> [EXERCISE AIM]:
Copy each line in which the string "component" occurs.

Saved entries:
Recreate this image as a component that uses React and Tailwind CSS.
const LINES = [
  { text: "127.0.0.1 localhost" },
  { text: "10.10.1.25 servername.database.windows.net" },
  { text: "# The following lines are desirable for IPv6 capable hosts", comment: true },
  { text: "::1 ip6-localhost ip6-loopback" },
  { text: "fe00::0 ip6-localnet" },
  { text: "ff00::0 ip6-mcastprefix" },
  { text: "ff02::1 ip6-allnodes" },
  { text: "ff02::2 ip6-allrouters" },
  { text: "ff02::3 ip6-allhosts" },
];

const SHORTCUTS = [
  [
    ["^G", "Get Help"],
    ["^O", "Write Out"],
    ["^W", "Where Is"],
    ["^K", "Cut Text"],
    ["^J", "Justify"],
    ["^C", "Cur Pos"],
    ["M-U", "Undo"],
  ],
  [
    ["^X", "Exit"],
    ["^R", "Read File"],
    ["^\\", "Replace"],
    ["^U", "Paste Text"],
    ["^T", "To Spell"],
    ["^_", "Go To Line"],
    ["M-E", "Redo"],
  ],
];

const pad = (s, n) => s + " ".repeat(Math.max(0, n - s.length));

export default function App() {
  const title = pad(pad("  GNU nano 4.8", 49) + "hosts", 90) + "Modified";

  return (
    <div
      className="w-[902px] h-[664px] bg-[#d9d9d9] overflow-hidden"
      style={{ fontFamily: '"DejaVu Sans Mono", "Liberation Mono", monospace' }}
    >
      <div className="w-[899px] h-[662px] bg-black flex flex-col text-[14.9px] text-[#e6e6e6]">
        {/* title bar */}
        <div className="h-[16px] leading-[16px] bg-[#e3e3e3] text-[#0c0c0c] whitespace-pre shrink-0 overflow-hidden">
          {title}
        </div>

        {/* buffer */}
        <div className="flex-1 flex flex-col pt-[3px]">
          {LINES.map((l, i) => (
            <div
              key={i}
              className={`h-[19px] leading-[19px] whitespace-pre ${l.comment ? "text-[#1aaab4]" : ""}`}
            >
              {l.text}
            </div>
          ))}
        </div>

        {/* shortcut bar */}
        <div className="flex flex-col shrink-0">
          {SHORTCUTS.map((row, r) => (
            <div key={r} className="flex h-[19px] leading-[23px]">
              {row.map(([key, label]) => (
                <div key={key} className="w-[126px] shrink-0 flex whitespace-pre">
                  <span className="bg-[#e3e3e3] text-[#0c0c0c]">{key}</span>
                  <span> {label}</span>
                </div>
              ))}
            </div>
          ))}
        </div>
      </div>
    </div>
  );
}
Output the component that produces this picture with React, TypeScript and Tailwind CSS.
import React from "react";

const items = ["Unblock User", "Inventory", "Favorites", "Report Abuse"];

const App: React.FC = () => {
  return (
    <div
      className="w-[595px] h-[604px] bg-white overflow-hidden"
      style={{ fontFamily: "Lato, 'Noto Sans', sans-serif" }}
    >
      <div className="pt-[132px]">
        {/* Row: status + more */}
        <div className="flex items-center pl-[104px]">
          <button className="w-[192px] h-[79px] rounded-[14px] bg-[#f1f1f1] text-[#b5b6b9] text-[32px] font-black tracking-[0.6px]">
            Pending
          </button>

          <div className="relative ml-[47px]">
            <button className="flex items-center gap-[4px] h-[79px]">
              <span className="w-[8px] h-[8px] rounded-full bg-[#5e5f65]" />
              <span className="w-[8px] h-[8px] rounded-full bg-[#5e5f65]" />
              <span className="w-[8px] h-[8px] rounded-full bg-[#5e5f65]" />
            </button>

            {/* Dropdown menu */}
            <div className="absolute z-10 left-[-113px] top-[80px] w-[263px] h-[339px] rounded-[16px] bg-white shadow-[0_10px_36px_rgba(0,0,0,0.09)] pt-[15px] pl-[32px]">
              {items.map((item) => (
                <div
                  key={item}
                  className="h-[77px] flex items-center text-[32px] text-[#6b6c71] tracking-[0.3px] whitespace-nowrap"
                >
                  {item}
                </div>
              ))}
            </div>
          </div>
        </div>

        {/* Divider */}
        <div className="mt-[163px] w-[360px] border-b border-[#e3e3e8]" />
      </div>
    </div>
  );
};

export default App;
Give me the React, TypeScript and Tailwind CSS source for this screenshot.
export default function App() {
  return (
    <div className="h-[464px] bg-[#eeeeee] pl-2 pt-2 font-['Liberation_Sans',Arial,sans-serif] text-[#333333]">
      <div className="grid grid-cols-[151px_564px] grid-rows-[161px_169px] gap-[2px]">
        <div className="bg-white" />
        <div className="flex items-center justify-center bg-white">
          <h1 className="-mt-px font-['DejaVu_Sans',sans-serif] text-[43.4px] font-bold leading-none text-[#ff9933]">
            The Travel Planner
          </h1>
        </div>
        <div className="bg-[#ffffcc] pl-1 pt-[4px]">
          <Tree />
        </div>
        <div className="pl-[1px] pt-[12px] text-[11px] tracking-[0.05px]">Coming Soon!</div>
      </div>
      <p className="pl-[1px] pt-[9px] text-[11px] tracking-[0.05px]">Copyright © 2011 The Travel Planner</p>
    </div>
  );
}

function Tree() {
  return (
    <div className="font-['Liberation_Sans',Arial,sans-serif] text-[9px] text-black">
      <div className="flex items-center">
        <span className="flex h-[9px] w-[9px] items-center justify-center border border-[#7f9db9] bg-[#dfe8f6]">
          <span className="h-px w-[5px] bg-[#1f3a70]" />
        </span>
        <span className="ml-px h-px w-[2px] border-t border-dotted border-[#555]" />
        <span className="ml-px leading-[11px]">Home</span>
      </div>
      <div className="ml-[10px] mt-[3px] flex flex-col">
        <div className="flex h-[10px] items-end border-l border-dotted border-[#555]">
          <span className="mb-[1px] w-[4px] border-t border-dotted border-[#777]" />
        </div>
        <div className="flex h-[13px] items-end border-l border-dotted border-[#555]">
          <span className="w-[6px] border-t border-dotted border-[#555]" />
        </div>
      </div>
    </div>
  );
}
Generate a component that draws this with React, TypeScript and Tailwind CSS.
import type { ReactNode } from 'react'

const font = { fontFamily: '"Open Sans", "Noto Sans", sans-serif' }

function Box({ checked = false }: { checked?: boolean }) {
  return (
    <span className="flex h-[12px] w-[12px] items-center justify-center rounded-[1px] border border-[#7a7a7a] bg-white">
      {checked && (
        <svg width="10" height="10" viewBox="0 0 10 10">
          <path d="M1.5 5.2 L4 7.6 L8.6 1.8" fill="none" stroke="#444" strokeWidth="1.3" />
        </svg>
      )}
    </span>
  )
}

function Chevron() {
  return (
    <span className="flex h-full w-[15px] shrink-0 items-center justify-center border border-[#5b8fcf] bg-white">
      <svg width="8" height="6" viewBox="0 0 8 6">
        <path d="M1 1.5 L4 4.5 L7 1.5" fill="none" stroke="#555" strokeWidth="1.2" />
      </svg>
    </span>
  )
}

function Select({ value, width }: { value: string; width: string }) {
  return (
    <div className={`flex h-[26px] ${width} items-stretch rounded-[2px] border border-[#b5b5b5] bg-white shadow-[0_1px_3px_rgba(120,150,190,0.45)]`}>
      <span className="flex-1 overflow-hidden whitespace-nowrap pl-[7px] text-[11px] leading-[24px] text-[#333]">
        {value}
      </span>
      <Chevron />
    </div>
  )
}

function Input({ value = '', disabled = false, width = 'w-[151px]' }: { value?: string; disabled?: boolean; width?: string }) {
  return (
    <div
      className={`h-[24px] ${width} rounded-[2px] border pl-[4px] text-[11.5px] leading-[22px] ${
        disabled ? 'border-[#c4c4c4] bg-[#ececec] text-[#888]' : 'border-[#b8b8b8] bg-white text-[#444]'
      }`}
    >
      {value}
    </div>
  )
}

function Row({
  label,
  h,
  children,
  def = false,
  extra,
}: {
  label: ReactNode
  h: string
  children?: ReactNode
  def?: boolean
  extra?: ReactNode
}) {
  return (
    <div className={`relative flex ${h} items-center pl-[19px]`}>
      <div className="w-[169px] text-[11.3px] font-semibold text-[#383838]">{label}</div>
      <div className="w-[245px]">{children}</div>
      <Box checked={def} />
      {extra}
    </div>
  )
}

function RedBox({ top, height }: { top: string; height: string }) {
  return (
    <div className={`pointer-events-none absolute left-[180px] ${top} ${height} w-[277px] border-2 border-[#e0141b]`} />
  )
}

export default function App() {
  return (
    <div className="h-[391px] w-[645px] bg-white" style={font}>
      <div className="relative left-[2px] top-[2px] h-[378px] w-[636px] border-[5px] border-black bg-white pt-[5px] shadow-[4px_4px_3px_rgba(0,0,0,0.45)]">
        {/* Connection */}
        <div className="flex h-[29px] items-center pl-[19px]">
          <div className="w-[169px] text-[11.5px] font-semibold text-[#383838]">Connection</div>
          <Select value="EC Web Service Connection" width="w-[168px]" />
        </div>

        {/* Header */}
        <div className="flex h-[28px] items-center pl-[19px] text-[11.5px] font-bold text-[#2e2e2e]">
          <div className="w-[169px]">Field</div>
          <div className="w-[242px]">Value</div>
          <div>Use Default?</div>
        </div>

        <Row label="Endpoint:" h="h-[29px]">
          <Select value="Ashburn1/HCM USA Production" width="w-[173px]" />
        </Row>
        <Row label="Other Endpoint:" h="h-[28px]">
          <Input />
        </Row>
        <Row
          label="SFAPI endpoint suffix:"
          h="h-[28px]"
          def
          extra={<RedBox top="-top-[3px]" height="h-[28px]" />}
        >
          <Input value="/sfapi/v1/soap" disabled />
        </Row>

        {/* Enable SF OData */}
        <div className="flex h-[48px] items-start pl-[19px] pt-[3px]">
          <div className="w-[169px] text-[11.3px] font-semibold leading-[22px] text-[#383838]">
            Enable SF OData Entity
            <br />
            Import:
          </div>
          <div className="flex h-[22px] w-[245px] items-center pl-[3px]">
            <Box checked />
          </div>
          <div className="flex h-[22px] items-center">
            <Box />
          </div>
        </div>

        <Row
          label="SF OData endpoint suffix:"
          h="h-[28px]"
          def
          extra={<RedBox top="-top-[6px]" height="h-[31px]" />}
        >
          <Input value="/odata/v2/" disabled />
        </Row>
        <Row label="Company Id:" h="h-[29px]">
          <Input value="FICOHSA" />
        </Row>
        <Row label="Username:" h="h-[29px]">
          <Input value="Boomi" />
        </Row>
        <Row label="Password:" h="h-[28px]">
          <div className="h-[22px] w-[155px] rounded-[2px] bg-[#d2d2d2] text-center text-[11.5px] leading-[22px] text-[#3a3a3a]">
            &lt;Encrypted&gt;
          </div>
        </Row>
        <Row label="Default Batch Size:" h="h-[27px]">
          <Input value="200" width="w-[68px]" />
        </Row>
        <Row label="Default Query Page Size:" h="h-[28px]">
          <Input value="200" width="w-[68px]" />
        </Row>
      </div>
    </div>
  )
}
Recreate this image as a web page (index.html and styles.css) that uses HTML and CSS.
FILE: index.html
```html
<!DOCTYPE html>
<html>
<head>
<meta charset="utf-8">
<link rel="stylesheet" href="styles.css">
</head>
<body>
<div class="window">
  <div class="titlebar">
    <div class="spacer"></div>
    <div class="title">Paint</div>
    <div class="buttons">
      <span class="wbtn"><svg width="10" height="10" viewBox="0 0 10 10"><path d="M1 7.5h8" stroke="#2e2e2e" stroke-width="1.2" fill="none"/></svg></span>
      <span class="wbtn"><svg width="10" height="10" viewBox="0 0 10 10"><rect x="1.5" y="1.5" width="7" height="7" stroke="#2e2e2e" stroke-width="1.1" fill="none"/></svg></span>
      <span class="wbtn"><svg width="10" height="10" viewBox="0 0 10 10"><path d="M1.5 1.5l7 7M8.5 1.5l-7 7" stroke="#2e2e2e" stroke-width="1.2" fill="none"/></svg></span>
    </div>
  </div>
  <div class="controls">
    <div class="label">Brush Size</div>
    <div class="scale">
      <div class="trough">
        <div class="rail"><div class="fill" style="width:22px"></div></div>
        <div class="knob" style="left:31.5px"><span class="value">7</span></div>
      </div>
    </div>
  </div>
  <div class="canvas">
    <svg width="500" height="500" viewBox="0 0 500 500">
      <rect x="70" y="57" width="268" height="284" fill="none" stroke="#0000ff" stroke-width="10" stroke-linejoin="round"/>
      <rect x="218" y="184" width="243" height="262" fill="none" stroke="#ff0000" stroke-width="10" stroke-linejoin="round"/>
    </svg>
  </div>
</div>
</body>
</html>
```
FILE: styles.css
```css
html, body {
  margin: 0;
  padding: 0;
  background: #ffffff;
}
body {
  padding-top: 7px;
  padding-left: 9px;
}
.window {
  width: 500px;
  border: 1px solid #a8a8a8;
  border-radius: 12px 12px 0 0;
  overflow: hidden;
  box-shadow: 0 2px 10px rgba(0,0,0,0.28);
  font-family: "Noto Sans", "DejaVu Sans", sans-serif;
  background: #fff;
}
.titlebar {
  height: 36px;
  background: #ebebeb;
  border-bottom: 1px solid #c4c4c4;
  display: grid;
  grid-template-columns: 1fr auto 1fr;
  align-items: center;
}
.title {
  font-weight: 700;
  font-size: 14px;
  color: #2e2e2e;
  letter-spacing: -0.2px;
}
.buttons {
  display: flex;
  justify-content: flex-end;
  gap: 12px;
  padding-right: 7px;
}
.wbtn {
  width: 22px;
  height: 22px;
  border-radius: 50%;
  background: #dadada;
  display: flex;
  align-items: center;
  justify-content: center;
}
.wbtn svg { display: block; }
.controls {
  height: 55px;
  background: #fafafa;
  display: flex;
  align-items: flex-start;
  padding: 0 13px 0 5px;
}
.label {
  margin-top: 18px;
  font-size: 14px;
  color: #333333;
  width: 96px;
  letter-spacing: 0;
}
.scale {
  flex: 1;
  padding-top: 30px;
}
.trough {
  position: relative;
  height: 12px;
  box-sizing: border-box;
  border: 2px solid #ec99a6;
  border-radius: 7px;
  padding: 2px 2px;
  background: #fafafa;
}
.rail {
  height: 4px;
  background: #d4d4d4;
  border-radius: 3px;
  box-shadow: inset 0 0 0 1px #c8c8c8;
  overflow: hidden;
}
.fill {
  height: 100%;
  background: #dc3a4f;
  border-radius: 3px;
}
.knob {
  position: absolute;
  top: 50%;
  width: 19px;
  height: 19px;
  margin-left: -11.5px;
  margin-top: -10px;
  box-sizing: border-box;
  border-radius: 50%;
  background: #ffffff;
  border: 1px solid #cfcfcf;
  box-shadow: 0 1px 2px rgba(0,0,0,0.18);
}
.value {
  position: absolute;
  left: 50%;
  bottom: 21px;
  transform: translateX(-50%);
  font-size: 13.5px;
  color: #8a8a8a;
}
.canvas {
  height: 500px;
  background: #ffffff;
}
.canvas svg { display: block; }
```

> [THE RESULT]:
Recreate this image as a component that uses React and Tailwind CSS.
Output the component that produces this picture with React, TypeScript and Tailwind CSS.
Generate a component that draws this with React, TypeScript and Tailwind CSS.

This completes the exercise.